Rating: C+
Dir: Gary J. Tunnicliffe
Star: Damon Carney, Randy Wayne, Alexandra Harris, Gary J. Tunnicliffe
I think I took my bags and checked out of the Cenobite Hotel after the fifth entry; it was hard to see how it could get any worse. Critical opinion regarding the subsequent sequels confirmed the wisdom of the decision – not that titles like Hellraiser: Deader were exactly calling to me. When I stumbled across the latest entry on Netflix while browsing in a low-key way on New Year’s Eve, my first reaction was, “They’re still making these?” It has been seven years since the last installment, after all. Still, in the absence of much else to do, we watched it, as our final movie of 2018. And, to my surprise… It didn’t suck – especially considering we’re now more than thirty years from the original, and this is number #10.
For by the time you reach double-digits in any franchise, makers find themselves in a difficult situation. If you keep going down the same path, you risk being criticized for churning out the same old stuff. But if you change things up, you risk alienating the existing fanbase: after all, if a film has been popular enough to merit nine further entries, it must have something going for it. Though I’m not sure how much that’s true for Hellraiser. It appears these sequels are a way for the current rights owner to keep hold of the property until the long-delayed remake, first announced in 2006, can escape development hell. [I guess Bob Weinstein must have opened a Lament Configuration]

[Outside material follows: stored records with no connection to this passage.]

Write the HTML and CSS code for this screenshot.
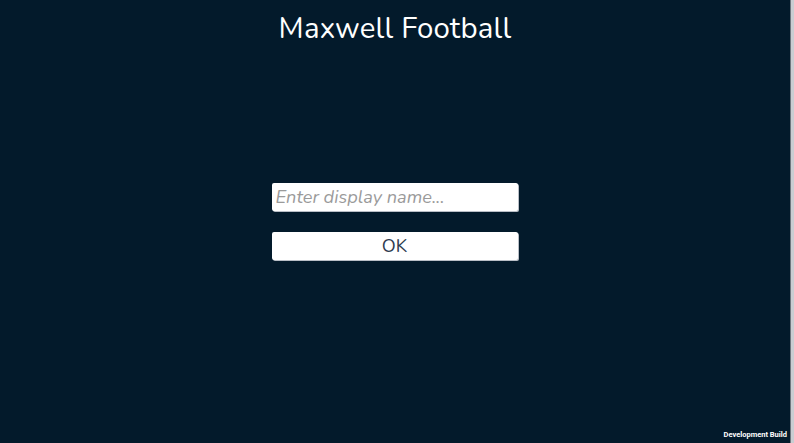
FILE: index.html
```html
<!DOCTYPE html>
<html lang="en">
<head>
    <meta charset="UTF-8">
    <meta name="viewport" content="width=device-width, initial-scale=1.0">
    <title>Maxwell Football</title>

    <link rel="stylesheet" href="styles.css">

</head>
<body>

    <div class="screen">
        <div class="stage">
            <h1 class="title">Maxwell Football</h1>

            <div class="login">
                <input class="name-input" type="text" placeholder="Enter display name...">
                <button class="ok-button">OK</button>
            </div>

            <div class="build-label">Development Build</div>
        </div>
        <div class="edge"></div>
    </div>

</body>
</html>
```

FILE: styles.css
```css
html, body {
margin: 0;
padding: 0;
height: 100%;
}

body {
background: #031a2b;
font-family: "Nunito", Lato, "Open Sans", sans-serif;
overflow: hidden;
}

.screen {
display: flex;
height: 443px;
}

.stage {
flex: 1;
display: flex;
flex-direction: column;
align-items: center;
position: relative;
}

.edge {
flex-shrink: 0;
width: 3px;
border-left: 1px solid #6f7880;
background: #c9cdd2;
}

.title {
margin: 11px 0 0 0;
color: #ffffff;
font-size: 29.4px;
font-weight: 400;
line-height: 34px;
letter-spacing: 0.2px;
}

.login {
margin-top: 138px;
margin-right: 1px;
width: 246px;
display: flex;
flex-direction: column;
gap: 21px;
}

.name-input {
box-sizing: border-box;
height: 28px;
width: 100%;
margin: 0;
padding: 0 4px;
border: none;
border-radius: 2px;
background: #ffffff;
font-family: inherit;
font-size: 18.2px;
font-style: italic;
color: #2e3c4f;
outline: none;
box-shadow: 1px 1px 0 #b9bec6;
}

.name-input::placeholder {
color: #9a9a9a;
font-style: italic;
}

.ok-button {
box-sizing: border-box;
height: 28px;
width: 100%;
margin: 0;
padding: 0;
border: none;
border-radius: 2px;
background: #ffffff;
font-family: inherit;
font-size: 18.2px;
color: #2e3c4f;
box-shadow: 1px 1px 0 #b9bec6;
}

.build-label {
position: absolute;
right: 3px;
bottom: 4px;
color: #ffffff;
font-family: Roboto, "Liberation Sans", sans-serif;
font-size: 7.5px;
font-weight: 700;
}
```
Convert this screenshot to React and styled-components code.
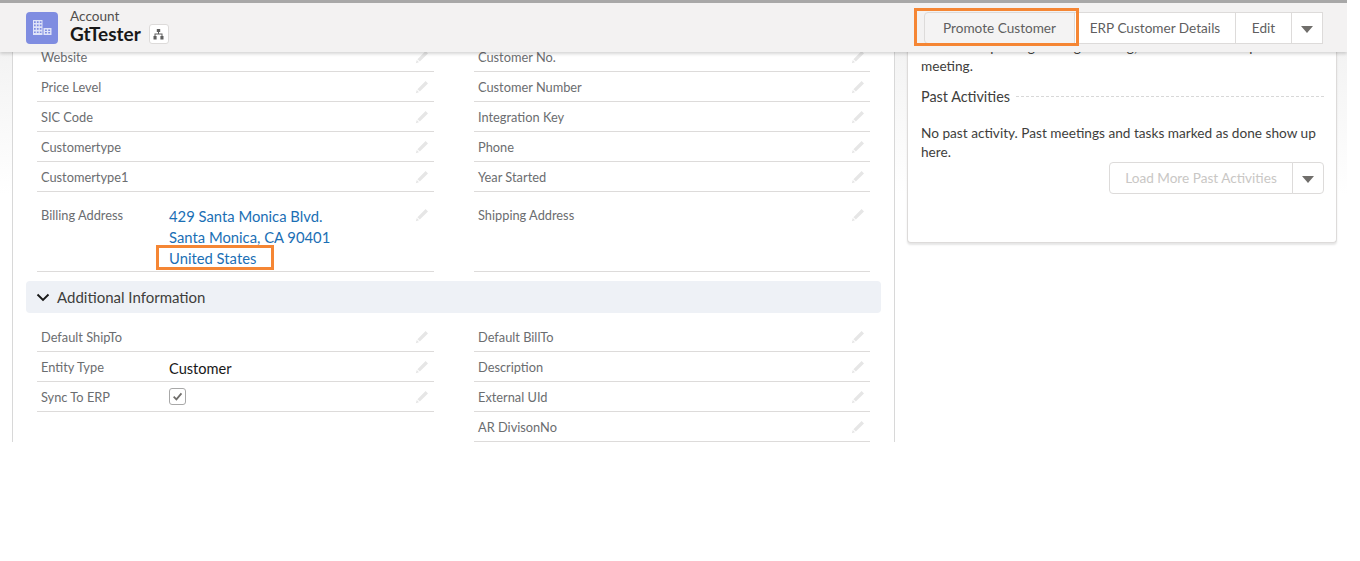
import styled, { createGlobalStyle } from "styled-components";

const Global = createGlobalStyle`
  html, body { margin: 0; padding: 0; background: #fff; }
  body { font-family: Lato, "Open Sans", "Liberation Sans", sans-serif; color: #3e3e3c; }
  * { box-sizing: border-box; }
`;

const Page = styled.div`
  width: 1347px;
  height: 442px;
  overflow: hidden;
  background: linear-gradient(#f2f2f2 40px, #fff 195px);
`;

const Header = styled.header`
  position: relative;
  z-index: 2;
  height: 52px;
  border-top: 3px solid #a8a8a8;
  background: #f3f2f2;
  box-shadow: 0 2px 3px rgba(0, 0, 0, 0.16);
  display: flex;
  align-items: center;
  justify-content: space-between;
  padding: 0 24px 0 26px;
`;

const Identity = styled.div`
  display: flex;
  align-items: center;
  gap: 12px;
`;

const EntityIcon = styled.div`
  width: 32px;
  height: 32px;
  border-radius: 4px;
  background: #7f8de1;
  display: flex;
  align-items: center;
  justify-content: center;
`;

const EntityText = styled.div`
  display: flex;
  flex-direction: column;
  margin-top: -2px;
`;

const EntityLabel = styled.span`
  font-size: 13.6px;
  line-height: 15px;
  color: #514f4d;
`;

const TitleRow = styled.div`
  display: flex;
  align-items: center;
  gap: 8px;
`;

const Title = styled.span`
  font-size: 19px;
  line-height: 20px;
  font-weight: 700;
  color: #181818;
`;

const Hierarchy = styled.span`
  width: 20px;
  height: 20px;
  border: 1px solid #dddbda;
  border-radius: 3px;
  background: #fff;
  display: flex;
  align-items: center;
  justify-content: center;
`;

const ButtonGroup = styled.div`
  display: flex;
  height: 32px;
  position: relative;
`;

const GroupButton = styled.div`
  height: 32px;
  display: flex;
  align-items: center;
  justify-content: center;
  width: ${(p) => p.$w}px;
  font-size: 13.6px;
  white-space: nowrap;
  border: 1px solid #dddbda;
  margin-left: -1px;
  color: ${(p) => (p.$off ? "#c9c7c5" : "#5f5f5f")};
  background: ${(p) => (p.$active ? "#f4f3f3" : "#fff")};
  &:first-child {
    margin-left: 0;
    border-radius: 4px 0 0 4px;
  }
  &:last-child {
    border-radius: 0 4px 4px 0;
  }
`;

const Caret = styled.span`
  width: 0;
  height: 0;
  border-left: 6px solid transparent;
  border-right: 6px solid transparent;
  border-top: 7px solid #706e6b;
  margin-top: 3px;
`;

const Highlight = styled.div`
  position: absolute;
  left: ${(p) => p.$l}px;
  top: ${(p) => p.$t}px;
  width: ${(p) => p.$w}px;
  height: ${(p) => p.$h}px;
  border: 3px solid #f58634;
  pointer-events: none;
`;

const Body = styled.div`
  display: flex;
  align-items: flex-start;
  margin-top: -10px;
  padding: 0 10px 0 12px;
  gap: 12px;
`;

const MainCard = styled.main`
  width: 884px;
  height: 400px;
  background: #fff;
  border-left: 1px solid #d8d8d8;
  border-right: 1px solid #d8d8d8;
  padding: 0 13px 0 13px;
`;

const Columns = styled.div`
  display: grid;
  grid-template-columns: 397px 396px;
  column-gap: 40px;
  padding: 0 11px 0 11px;
`;

const Column = styled.div`
  display: flex;
  flex-direction: column;
`;

const Row = styled.div`
  height: ${(p) => (p.$tall ? 80 : 30)}px;
  border-bottom: 1px solid #dddbda;
  display: flex;
  align-items: flex-start;
  padding: ${(p) => (p.$tall ? 15 : 7)}px 5px 0 4px;
`;

const Label = styled.span`
  width: 128px;
  flex: none;
  font-size: 12.8px;
  line-height: 16px;
  color: #6b6d70;
`;

const Value = styled.span`
  flex: 1;
  font-size: 14.6px;
  line-height: 21px;
  margin-top: -1px;
  color: #181818;
`;

const AddressLink = styled.a`
  display: block;
  color: #1b6fb5;
`;

const AddressWrap = styled.span`
  position: relative;
  flex: 1;
  font-size: 14.8px;
  line-height: 21px;
  margin-top: -1px;
`;

const PencilIcon = styled.svg`
  width: 14px;
  height: 14px;
  flex: none;
  fill: #e6e6e6;
  margin-top: 1px;
`;

const CheckBox = styled.span`
  width: 17px;
  height: 17px;
  border: 1px solid #a8a8a8;
  border-radius: 3px;
  display: flex;
  align-items: center;
  justify-content: center;
  background: #fff;
`;

const SectionBar = styled.div`
  height: 32px;
  margin: 9px 0 9px 0;
  padding: 0 0 1px 10px;
  background: #eef1f6;
  border-radius: 4px;
  display: flex;
  align-items: center;
  gap: 7px;
  font-size: 15px;
  color: #3e3e3c;
`;

const SideCard = styled.aside`
  width: 431px;
  height: 205px;
  margin: -4px 0 0 0;
  background: #fff;
  border: 1px solid #dddbda;
  border-top: none;
  border-radius: 0 0 4px 4px;
  box-shadow: 0 2px 2px rgba(0, 0, 0, 0.1);
  padding: 0 12px 0 13px;
`;

const SideText = styled.p`
  margin: 0;
  font-size: 13.65px;
  line-height: 19px;
  color: #3e3e3c;
`;

const PastHead = styled.div`
  display: flex;
  align-items: center;
  gap: 6px;
  height: 20px;
  margin: 10px 0 18px;
  font-size: 14.4px;
  color: #3e3e3c;
  &::after {
    content: "";
    flex: 1;
    border-top: 1px dashed #d8d8d8;
  }
`;

const LoadRow = styled.div`
  display: flex;
  justify-content: flex-end;
`;

const Pencil = () => (
  <PencilIcon viewBox="0 0 14 14">
    <path d="M10.6 1 13 3.4 4.8 11.6 2.4 9.2zM1.8 10l2.2 2.2-3.2 1z" />
  </PencilIcon>
);

const left = ["Website", "Price Level", "SIC Code", "Customertype", "Customertype1"];
const right = ["Customer No.", "Customer Number", "Integration Key", "Phone", "Year Started"];

const App = () => (
  <>
    <Global />
    <Page>
      <Header>
        <Identity>
          <EntityIcon>
            <svg width="22" height="22" viewBox="0 0 22 22" fill="#e0e4f8">
              <path d="M2 3h9.5v15H2zM12.5 11h8v7h-8z" />
              <path
                fill="#7f8de1"
                d="M3 4.2h1.7v1.7H3zM5.9 4.2h1.7v1.7H5.9zM8.8 4.2h1.7v1.7H8.8zM3 7.6h1.7v1.7H3zM5.9 7.6h1.7v1.7H5.9zM8.8 7.6h1.7v1.7H8.8zM3 11h1.7v1.7H3zM5.9 11h1.7v1.7H5.9zM8.8 11h1.7v1.7H8.8zM3 14.4h1.7v1.7H3zM5.9 14.4h1.7v1.7H5.9zM8.8 14.4h1.7v1.7H8.8zM14 12.5h1.9v1.6H14zM17.2 12.5h1.9v1.6h-1.9zM14 15h1.9v1.6H14zM17.2 15h1.9v1.6h-1.9z"
              />
            </svg>
          </EntityIcon>
          <EntityText>
            <EntityLabel>Account</EntityLabel>
            <TitleRow>
              <Title>GtTester</Title>
              <Hierarchy>
                <svg width="11" height="11" viewBox="0 0 11 11" fill="#5f5f5f">
                  <path d="M3.8 0h3.4v3H6v1.6h3.5V7h1v3.4H7.4V7h1.1V5.6h-6V7h1.1v3.4H.5V7h1V4.6H5V3H3.8z" />
                </svg>
              </Hierarchy>
            </TitleRow>
          </EntityText>
        </Identity>
        <ButtonGroup>
          <GroupButton $w={151} $active>Promote Customer</GroupButton>
          <GroupButton $w={162}>ERP Customer Details</GroupButton>
          <GroupButton $w={57}>Edit</GroupButton>
          <GroupButton $w={32}><Caret /></GroupButton>
          <Highlight $l={-10} $t={-4} $w={165} $h={38} />
        </ButtonGroup>
      </Header>
      <Body>
        <MainCard>
          <Columns>
            <Column>
              {left.map((name) => (
                <Row key={name}>
                  <Label>{name}</Label>
                  <Value />
                  <Pencil />
                </Row>
              ))}
              <Row $tall>
                <Label>Billing Address</Label>
                <AddressWrap>
                  <AddressLink>429 Santa Monica Blvd.</AddressLink>
                  <AddressLink>Santa Monica, CA 90401</AddressLink>
                  <AddressLink>United States</AddressLink>
                  <Highlight $l={-13} $t={39} $w={118} $h={25} />
                </AddressWrap>
                <Pencil />
              </Row>
            </Column>
            <Column>
              {right.map((name) => (
                <Row key={name}>
                  <Label>{name}</Label>
                  <Value />
                  <Pencil />
                </Row>
              ))}
              <Row $tall>
                <Label>Shipping Address</Label>
                <Value />
                <Pencil />
              </Row>
            </Column>
          </Columns>
          <SectionBar>
            <svg width="14" height="14" viewBox="0 0 14 14" fill="none" stroke="#181818" strokeWidth="1.9">
              <path d="M1.5 4.5 7 10l5.5-5.5" />
            </svg>
            Additional Information
          </SectionBar>
          <Columns>
            <Column>
              <Row>
                <Label>Default ShipTo</Label>
                <Value />
                <Pencil />
              </Row>
              <Row>
                <Label>Entity Type</Label>
                <Value>Customer</Value>
                <Pencil />
              </Row>
              <Row>
                <Label>Sync To ERP</Label>
                <Value>
                  <CheckBox>
                    <svg width="11" height="11" viewBox="0 0 10 10" fill="none" stroke="#706e6b" strokeWidth="1.6">
                      <path d="M1.5 5.2 4 7.6 8.6 2.2" />
                    </svg>
                  </CheckBox>
                </Value>
                <Pencil />
              </Row>
            </Column>
            <Column>
              {["Default BillTo", "Description", "External UId", "AR DivisonNo"].map((name) => (
                <Row key={name}>
                  <Label>{name}</Label>
                  <Value />
                  <Pencil />
                </Row>
              ))}
            </Column>
          </Columns>
        </MainCard>
        <SideCard>
          <SideText>
            No next steps. To get things moving, add a task or set up a
            <br />
            meeting.
          </SideText>
          <PastHead>Past Activities</PastHead>
          <SideText>No past activity. Past meetings and tasks marked as done show up here.</SideText>
          <LoadRow>
            <ButtonGroup>
              <GroupButton $w={184} $off>Load More Past Activities</GroupButton>
              <GroupButton $w={32}><Caret /></GroupButton>
            </ButtonGroup>
          </LoadRow>
        </SideCard>
      </Body>
    </Page>
  </>
);

export default App;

Tunnicliffe has mostly gone the re-invention route, in part no doubt spurred by Doug Bradley turning down the role of Pinhead again. Apparently, this was in response to being asked to sign a non-disclosure agreement about the script, which seems weird on both sides. While Pinhead still has a supporting role (played by another actor_, the main denizen of hell on view here is the Auditor, played by Tunnicliffe himself. It’s a nice concept: the demon as world-weary bureaucrat, shuffling people around to be judged and punished, with the aid of an organic typewriter. For the first time in the series, there’s also an angel, Jophiel. She has an uneasy relationship with Pinhead and his allies, and isn’t exactly angelic, saying things like, “We discovered long ago that in order to control the evil, we had to be the ones implementing it.”
Less interesting or successful is the plot on the human side, which concerns three cops (Carney, Wayne and Harris) tracking down a serial killer in Oklahoma City, who is killing people in line with the Ten Commandments. It’s like Se7en never happened, folks! None of the characters here make any impression, and when the key twist is revealed, it provoked little more than a marginal stirring on our couch. Though let’s face it, this series has increasingly been less interested in the victims than the inhabitants of the netherworld. Maybe that’s where the series needs to go, as it seeks to catch up with Friday the 13th in volume. Abandon Earth entirely, and go full-on into the war between heaven and hell. I’d be down for that. Getting Bradley back would help, too.